_Exercise_: Reproduce the listing below from the line with "Rebuild this screenshot" to the line with "The picture is", both lines included, character for character, minus any pictures.

_Records for this task_:
....

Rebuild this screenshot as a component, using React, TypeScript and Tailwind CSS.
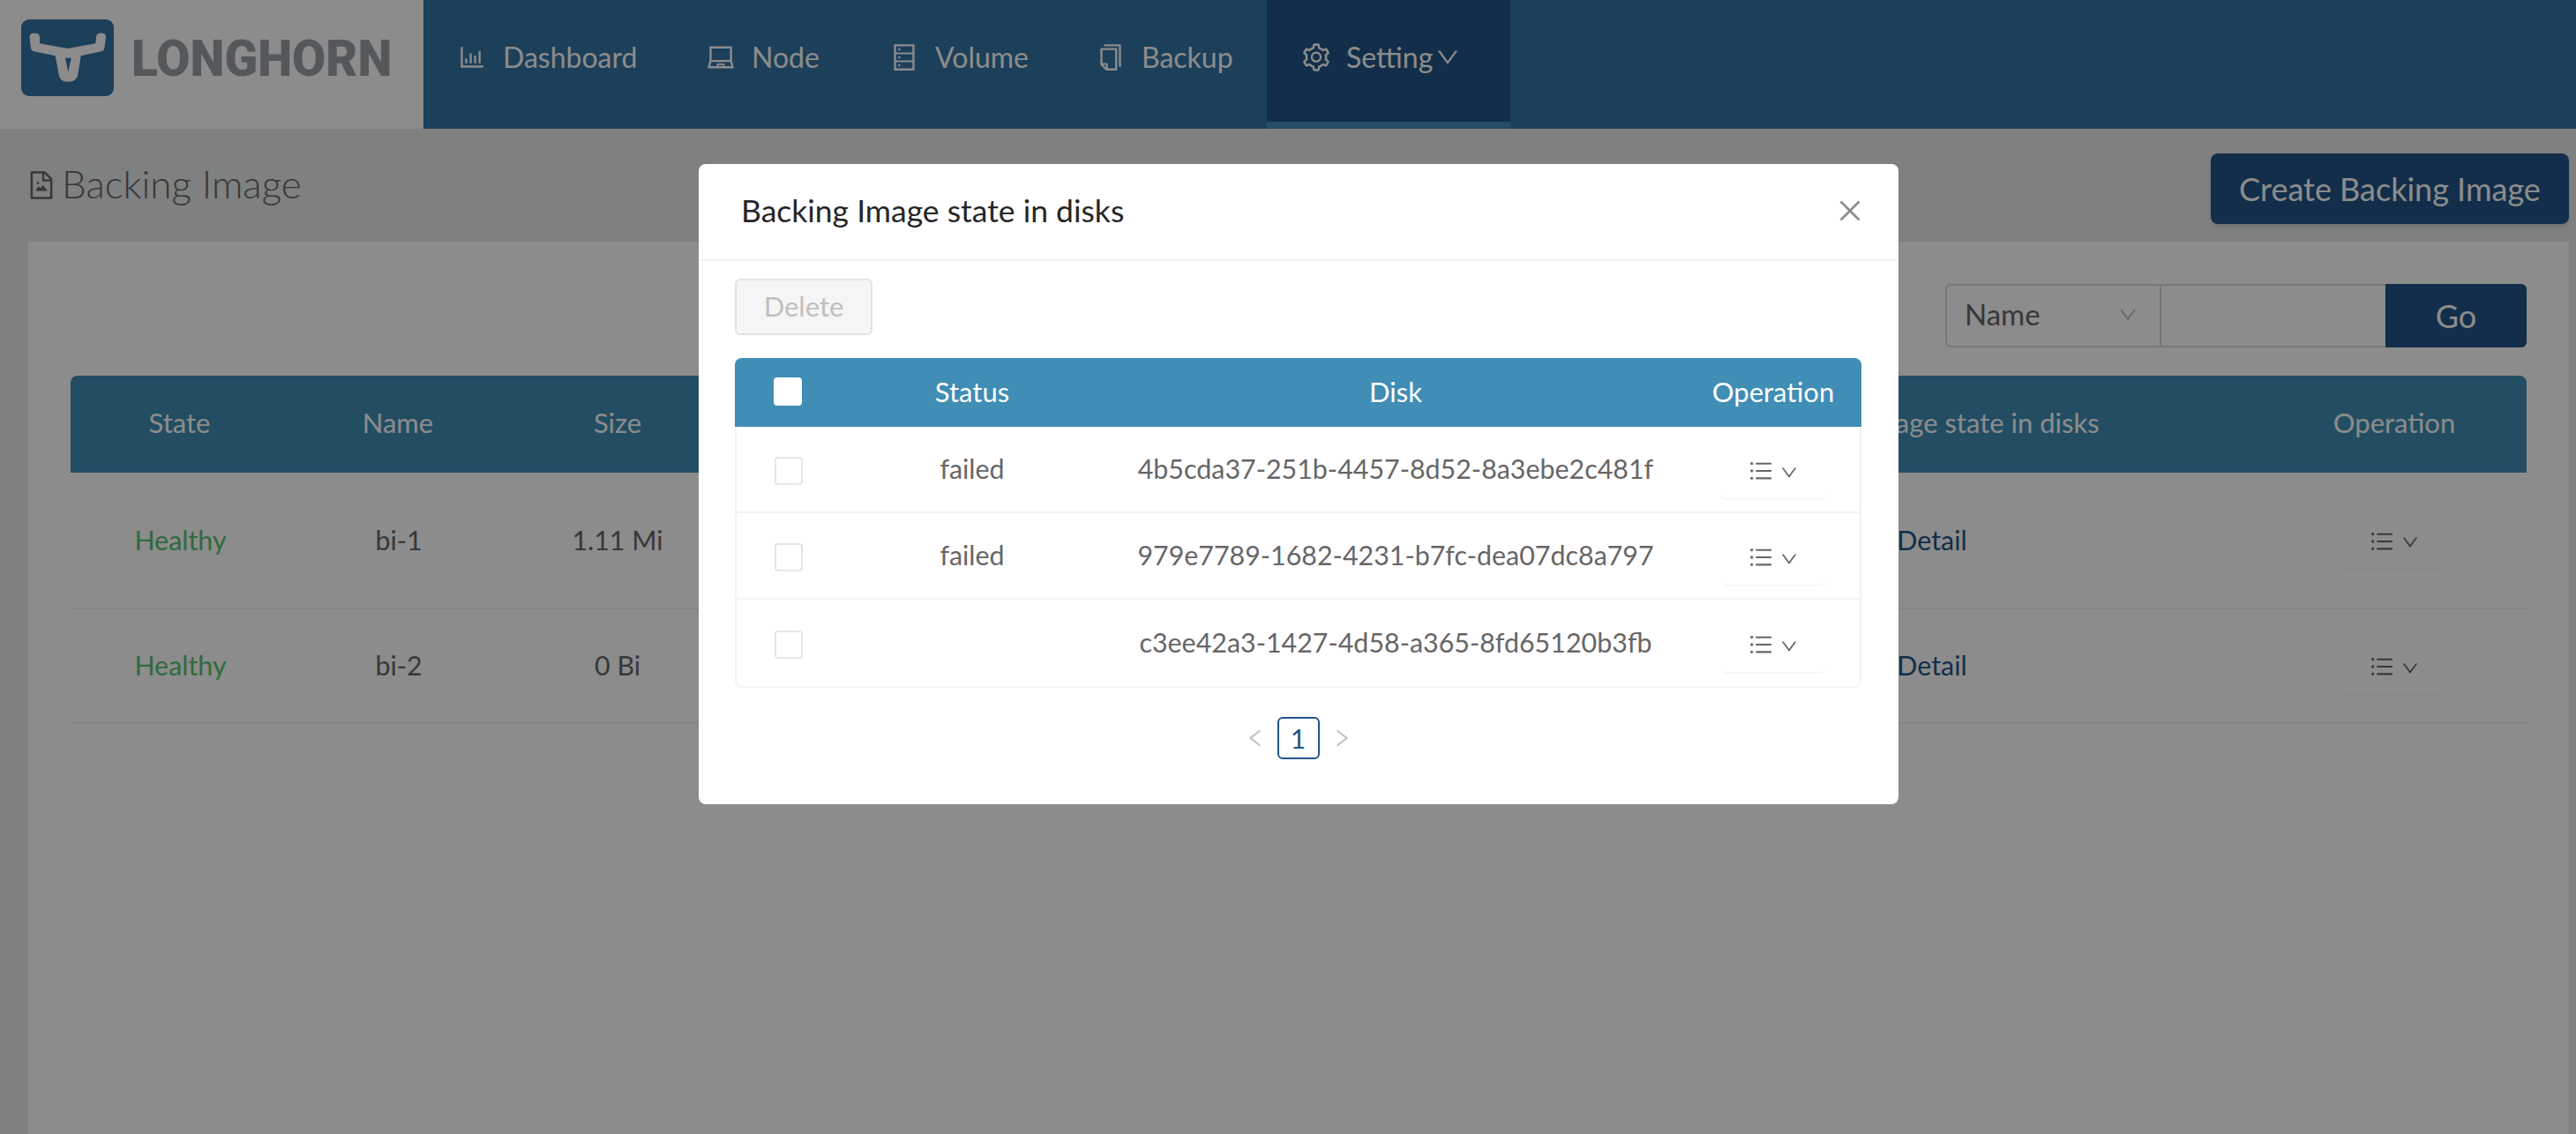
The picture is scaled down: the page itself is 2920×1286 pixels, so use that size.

....

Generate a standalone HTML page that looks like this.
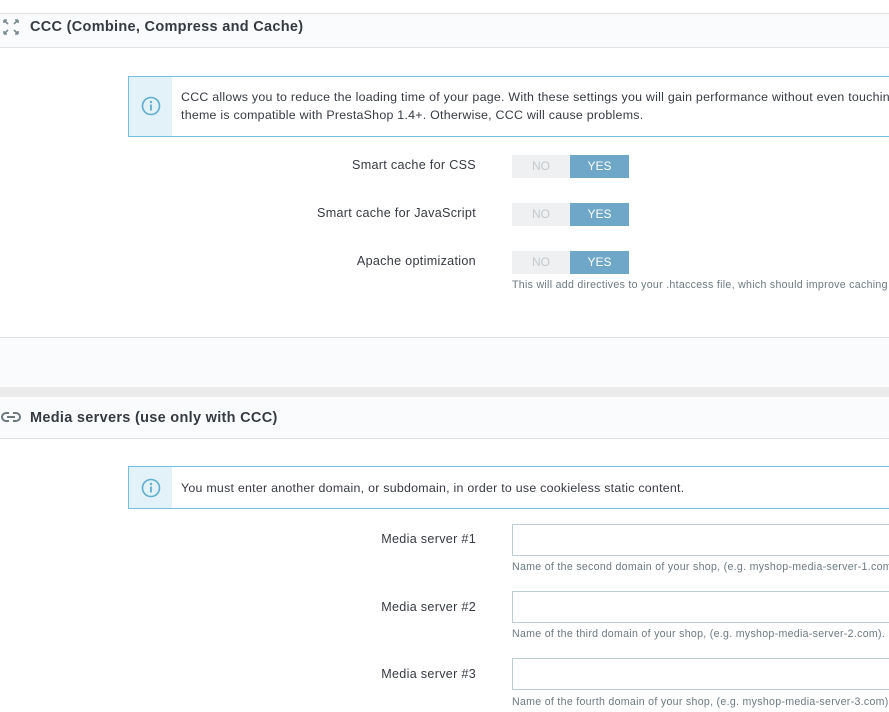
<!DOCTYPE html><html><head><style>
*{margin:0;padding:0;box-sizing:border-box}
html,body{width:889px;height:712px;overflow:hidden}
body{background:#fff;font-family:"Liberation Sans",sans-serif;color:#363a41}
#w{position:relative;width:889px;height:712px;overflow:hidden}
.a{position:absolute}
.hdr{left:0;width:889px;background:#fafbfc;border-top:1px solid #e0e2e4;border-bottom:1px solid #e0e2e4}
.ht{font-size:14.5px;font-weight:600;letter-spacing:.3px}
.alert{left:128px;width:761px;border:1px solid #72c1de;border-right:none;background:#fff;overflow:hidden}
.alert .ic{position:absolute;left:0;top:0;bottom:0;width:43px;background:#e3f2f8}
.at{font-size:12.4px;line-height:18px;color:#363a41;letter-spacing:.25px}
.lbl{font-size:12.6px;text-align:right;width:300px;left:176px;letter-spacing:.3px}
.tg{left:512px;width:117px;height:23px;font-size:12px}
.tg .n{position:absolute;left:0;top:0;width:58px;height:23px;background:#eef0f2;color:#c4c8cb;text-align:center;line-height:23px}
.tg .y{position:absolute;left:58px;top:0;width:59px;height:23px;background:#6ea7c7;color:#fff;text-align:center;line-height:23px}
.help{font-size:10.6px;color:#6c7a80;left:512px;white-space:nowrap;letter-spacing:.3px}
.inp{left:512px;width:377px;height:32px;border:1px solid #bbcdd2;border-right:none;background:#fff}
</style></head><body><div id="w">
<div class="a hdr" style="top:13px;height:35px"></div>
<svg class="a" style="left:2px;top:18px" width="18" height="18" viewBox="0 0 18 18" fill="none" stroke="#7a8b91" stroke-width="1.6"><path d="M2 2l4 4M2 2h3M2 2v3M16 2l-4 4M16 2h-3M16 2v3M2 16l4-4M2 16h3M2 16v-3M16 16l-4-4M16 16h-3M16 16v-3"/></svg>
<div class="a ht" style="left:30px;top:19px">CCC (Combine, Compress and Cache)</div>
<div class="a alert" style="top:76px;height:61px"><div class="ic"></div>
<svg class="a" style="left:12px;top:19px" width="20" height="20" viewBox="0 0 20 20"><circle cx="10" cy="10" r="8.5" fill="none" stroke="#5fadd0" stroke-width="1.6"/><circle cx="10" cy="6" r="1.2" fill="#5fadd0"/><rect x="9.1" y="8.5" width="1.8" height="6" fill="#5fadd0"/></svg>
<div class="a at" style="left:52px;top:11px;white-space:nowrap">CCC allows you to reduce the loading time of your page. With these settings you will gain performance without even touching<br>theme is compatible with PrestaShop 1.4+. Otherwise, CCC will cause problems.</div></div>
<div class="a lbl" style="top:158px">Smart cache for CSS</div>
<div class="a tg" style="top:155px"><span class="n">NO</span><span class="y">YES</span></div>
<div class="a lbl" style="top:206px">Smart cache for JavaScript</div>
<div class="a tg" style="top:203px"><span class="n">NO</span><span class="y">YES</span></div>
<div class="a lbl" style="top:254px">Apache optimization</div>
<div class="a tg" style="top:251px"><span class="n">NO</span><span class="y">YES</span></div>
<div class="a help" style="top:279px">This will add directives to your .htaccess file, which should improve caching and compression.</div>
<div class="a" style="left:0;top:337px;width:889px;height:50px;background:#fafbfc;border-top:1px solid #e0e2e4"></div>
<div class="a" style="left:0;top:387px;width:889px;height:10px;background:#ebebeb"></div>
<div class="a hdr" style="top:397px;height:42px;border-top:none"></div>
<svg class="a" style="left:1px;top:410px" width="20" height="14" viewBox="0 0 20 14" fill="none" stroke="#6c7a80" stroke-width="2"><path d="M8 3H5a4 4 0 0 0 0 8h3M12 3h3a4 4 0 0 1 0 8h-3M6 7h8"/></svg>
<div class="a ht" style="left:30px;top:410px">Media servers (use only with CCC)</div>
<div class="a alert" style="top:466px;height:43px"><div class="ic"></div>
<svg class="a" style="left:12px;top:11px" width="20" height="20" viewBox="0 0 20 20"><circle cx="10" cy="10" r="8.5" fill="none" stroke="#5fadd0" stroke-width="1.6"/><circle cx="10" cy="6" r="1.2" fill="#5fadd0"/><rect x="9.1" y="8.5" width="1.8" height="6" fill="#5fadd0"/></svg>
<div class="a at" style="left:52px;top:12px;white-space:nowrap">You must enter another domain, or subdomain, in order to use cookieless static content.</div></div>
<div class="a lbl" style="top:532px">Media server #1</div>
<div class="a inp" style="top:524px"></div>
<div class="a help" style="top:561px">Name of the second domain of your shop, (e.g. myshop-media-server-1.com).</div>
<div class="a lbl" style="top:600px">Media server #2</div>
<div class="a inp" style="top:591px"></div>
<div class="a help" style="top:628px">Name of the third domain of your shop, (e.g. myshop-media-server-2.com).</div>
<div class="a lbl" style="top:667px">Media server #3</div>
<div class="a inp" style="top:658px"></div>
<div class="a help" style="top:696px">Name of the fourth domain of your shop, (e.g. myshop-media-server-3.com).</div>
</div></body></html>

....

_The output_:
Rebuild this screenshot as a component, using React, TypeScript and Tailwind CSS.
The picture is scaled down: the page itself is 2920×1286 pixels, so use that size.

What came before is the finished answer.